Due to the large number of students and to reduce the perceived size of the building, the Bossier Schools website states that two grades will be paired for each of the upper elementary wings (2nd and 3rd and 4th and 5th) with kindergarten and first grade each having their own eight-room wing or “house.” Kindergarten and first grade rooms will also be situated closest to the front door and administration to better improve the younger child’s sense of security.
The wings and all support components – administration, library, cafeteria, gym, art/music/computer labs – are organized along a “main street” to simplify understanding of the building layout.
Babineaux said a crosswalk has been painted on Kingston Road. However, Superintendent D.C. Machen said bus transportation will be provided to students who are within the one-mile walking distance from the school due to the amount of traffic on the roadway.
“Since it is not within the city limits, we do not use the same resources as the city crossing guards,” Machen explained. “We’re investigating the feasibility of having a crossing guard there anyway.”
Keith Norwood, Supervisor of Planning and Construction for Bossier Schools, said they have been in contact with the parish about installing sidewalks along Kingston Road. Norwood told the committee that one is planned for south Kingston (from the apartments to St. Charles Court), but was put on hold because the sewer installation was delayed.
As its name implies, technology and innovation are at the forefront when it comes to the Bossier Parish School for Technology and Innovative Learning (BPSTIL).
Positioned off I-220 and Swan Lake Road, the 110,000 square feet facility will be centrally located for easy access by our students throughout the parish.

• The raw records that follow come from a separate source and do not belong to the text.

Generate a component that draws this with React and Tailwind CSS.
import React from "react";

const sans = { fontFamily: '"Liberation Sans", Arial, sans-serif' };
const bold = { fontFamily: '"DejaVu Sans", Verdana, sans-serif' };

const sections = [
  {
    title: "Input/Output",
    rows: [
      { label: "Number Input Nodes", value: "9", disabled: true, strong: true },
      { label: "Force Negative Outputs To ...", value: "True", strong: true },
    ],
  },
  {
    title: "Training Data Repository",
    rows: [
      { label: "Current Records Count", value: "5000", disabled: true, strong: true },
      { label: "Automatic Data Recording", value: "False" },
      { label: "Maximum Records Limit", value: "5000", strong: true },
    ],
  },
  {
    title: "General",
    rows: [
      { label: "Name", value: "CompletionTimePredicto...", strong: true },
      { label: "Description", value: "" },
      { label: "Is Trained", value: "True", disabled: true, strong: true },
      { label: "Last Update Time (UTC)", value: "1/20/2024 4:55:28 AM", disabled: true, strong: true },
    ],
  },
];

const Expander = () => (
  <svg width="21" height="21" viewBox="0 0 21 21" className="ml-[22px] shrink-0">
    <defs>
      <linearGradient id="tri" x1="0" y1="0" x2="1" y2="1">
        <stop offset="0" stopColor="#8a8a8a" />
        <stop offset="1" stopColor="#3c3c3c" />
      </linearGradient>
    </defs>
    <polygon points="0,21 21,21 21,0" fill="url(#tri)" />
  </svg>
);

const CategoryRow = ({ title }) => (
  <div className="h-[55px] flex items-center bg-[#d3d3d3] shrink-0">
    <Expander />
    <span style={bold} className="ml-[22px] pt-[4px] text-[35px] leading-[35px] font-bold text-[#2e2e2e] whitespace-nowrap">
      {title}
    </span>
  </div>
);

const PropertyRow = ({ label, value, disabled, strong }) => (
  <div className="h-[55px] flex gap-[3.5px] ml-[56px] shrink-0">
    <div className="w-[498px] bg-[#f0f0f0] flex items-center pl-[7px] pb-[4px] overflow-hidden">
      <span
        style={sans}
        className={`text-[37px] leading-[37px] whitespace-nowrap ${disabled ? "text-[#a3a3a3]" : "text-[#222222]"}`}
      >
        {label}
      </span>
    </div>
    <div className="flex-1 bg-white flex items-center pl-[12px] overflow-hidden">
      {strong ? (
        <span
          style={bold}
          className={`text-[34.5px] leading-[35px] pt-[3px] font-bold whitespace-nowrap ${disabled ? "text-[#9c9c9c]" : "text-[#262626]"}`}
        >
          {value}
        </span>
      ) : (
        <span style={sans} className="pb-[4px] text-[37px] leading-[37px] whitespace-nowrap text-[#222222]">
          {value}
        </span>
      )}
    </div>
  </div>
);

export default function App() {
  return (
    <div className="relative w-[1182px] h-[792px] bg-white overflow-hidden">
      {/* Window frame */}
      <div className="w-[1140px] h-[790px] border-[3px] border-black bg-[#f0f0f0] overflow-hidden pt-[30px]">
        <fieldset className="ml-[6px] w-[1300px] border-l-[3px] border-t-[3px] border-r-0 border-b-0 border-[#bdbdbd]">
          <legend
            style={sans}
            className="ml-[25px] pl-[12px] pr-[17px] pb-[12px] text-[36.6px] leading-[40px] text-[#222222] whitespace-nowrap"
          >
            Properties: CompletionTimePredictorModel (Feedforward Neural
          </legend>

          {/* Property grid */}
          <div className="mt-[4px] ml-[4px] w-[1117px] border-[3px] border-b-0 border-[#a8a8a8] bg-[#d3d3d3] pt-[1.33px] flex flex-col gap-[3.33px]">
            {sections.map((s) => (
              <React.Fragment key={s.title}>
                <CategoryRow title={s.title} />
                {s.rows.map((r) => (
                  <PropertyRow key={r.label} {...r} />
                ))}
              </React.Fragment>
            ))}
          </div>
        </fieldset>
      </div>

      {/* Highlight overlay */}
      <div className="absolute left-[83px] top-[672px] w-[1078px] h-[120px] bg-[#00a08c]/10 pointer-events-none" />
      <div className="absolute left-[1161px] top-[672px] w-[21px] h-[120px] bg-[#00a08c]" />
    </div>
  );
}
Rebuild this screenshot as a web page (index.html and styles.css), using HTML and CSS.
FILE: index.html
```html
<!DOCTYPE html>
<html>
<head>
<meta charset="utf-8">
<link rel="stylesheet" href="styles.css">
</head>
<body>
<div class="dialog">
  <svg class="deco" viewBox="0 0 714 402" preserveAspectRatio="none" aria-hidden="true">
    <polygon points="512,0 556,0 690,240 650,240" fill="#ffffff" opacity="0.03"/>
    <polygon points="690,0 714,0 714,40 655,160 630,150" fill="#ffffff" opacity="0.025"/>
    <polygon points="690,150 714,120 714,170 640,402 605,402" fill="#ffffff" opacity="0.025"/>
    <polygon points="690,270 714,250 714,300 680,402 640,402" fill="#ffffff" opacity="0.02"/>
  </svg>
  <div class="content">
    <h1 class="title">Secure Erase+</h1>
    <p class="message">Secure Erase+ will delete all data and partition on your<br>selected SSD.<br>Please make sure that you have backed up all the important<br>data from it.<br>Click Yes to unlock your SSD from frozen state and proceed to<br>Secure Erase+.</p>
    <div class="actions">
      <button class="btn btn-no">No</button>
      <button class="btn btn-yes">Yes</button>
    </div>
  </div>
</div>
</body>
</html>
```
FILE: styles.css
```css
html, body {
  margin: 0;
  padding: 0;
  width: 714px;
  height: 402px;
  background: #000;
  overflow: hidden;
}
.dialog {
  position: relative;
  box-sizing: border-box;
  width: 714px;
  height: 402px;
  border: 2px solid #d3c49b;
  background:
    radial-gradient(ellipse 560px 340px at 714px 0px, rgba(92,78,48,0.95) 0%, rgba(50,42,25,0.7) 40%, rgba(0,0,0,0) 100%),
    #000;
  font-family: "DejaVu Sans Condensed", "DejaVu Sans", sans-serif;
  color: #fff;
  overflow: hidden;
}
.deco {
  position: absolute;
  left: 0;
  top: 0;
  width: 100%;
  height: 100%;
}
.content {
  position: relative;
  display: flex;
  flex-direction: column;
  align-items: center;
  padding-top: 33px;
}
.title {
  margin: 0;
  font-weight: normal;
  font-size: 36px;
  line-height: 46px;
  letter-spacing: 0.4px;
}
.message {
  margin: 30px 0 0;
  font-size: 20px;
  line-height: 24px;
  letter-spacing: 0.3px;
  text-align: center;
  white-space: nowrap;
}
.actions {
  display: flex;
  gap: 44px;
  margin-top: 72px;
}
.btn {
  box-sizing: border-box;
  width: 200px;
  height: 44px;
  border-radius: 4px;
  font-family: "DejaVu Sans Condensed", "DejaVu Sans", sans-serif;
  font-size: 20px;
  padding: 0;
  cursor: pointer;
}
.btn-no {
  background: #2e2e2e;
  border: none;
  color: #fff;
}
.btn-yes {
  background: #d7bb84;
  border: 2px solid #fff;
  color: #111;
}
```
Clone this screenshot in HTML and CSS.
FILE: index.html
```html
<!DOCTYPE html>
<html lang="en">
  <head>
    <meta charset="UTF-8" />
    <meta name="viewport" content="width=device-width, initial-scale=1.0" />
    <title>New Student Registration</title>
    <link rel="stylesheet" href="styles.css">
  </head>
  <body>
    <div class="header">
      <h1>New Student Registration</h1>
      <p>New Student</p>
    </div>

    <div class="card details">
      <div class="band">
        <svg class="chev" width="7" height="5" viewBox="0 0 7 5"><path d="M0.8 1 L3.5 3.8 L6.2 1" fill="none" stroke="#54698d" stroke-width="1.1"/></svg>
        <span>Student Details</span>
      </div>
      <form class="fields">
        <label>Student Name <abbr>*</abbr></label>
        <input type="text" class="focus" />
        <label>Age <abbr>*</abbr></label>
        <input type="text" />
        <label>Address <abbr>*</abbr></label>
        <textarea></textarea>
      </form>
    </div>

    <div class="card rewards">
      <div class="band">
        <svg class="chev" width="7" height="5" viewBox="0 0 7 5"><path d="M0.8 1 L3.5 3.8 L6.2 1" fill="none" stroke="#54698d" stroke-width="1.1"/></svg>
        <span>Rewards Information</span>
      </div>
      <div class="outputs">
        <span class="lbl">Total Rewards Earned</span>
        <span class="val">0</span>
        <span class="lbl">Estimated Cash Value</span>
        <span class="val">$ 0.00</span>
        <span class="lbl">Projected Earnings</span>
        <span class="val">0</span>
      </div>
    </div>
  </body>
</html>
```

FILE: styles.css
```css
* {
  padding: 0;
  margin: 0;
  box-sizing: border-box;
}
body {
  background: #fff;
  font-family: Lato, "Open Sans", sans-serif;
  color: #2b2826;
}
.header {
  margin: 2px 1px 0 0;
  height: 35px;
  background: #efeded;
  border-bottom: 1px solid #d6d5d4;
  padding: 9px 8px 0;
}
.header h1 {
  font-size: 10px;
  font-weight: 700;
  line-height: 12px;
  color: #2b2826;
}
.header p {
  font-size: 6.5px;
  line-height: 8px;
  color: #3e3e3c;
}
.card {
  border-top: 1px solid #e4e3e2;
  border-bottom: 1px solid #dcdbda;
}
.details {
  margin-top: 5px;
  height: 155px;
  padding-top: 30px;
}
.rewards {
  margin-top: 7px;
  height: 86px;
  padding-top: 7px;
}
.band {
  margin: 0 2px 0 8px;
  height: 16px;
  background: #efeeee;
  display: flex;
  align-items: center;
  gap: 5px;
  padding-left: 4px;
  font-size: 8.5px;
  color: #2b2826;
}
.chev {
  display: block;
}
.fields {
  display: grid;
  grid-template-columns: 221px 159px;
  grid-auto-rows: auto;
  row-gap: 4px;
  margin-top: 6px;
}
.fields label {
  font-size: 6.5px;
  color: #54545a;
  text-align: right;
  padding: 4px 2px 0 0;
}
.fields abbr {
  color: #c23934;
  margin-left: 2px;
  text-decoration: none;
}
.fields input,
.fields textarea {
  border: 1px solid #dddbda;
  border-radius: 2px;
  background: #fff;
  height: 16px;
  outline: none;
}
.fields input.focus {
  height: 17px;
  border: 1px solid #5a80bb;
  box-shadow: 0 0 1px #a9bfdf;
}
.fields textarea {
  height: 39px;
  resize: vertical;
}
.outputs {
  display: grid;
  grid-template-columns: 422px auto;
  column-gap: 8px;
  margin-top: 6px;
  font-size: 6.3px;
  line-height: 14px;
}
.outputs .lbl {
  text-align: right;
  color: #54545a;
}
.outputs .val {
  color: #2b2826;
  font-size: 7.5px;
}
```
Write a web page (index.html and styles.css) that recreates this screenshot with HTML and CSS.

Its exterior and interior design will be as innovative as the curriculum. The two-wing design, linked by a court yard, will include an extensive culinary arts department, banquet facilities, a student-run bistro and outdoor dining.
Babineaux said work crews have been greatly impacted by 178 days of rain this year, which is 104 days more than normal.
“Given all that rain, they have worked very long hours over the past few weeks – double shifts, late nights and weekends,” Babineaux said. “They are getting there. There are probably 100 to 125 people working on site right now at any given time to make sure its open on time.”
Machen added that while the interior will be done, there is still exterior work to finish. One of those big projects is a parking lot.
“There is parking already there and we don’t anticipate there being any problems,” Machen said.
Babineaux clarified that there are plenty of parking spaces for students, faculty and visitors at the school on day one.
This new school will allow Bossier Schools to expand course offerings in the Department of Education’s Career Clusters, giving high school students the opportunity to explore various fields of interest as well as accrue college credit and industry certifications. Machen said they anticipate anywhere from 300 to 500 students to occupy BPSTIL during the course of a school day.
Haughton Middle School
Bossier Schools is in the process of building its first three-story middle school.
The new Haughton Middle School is designed to accommodate a rapidly growing student population in the eastern part of Bossier Parish. Built for 1,500 students in sixth through eighth grades, Haughton Middle School will include a large, centrally located commons/dining area with its academic wing and athletic facilities, including a gym with bleacher seating for 1,000 with the capability for additional bleacher and floor seating.
A groundbreaking ceremony was held in February 2015, but poor weather conditions delayed work.
“There’s some progress being made, but there has been a lot of rain,” Babineaux said. “They’ve got a lot of work left to go.”
Due to delays, contract work is now said to be completed in September or October of 2016, later than what was originally projected. The initial plan was to have the school ready to open at the start of the 2016 school year.
Babineaux said there have been discussions as to whether or not crews can makeup for lost time, but he said that decision is ultimately based on future weather conditions.
“It’s still early and I never say never,” Babineaux told the school board committee. “If we get a really dry winter, it may change. We have to depend on the weather at this point.”
Airline High School
Work began at Airline High School at the end of March and is about seven-percent complete.
Airline’s existing E and F wings will be replaced by two new three-story classroom wings, a state-of-the-art media center and library and renovated administrative area and front entrance. The two-phase construction project will allow the school to accommodate a projected population of 2,000 students.
An initial phase to refurbish restrooms, the auditorium, the cafeteria and a new outdoor dining commons is finished. Construction has already started on the new F wing, which will then be followed by the new E wing along with renovations to the Administration, Media & Lobby.
Work is projected to be completed in the summer of 2017.
“They have been working in the same rain conditions, but the advantage they have is they only have one wing to do as opposed to an entire school and they have a parking lot leading right up to the edge of the construction site,” Babineaux said. “Their schedule is about five weeks ahead, which is excellent news.”
Several paving projects are also nearing completion.
T. L. Rodes and Platt Elementary schools have received improvements to parking and traffic flow on their campus, as well as at Princeton Elementary, Legacy Elementary and Benton Elementary. – Traffic & Parking Improvements
“We’ve had some great weather lately and they are moving along quite well,” Babineaux said.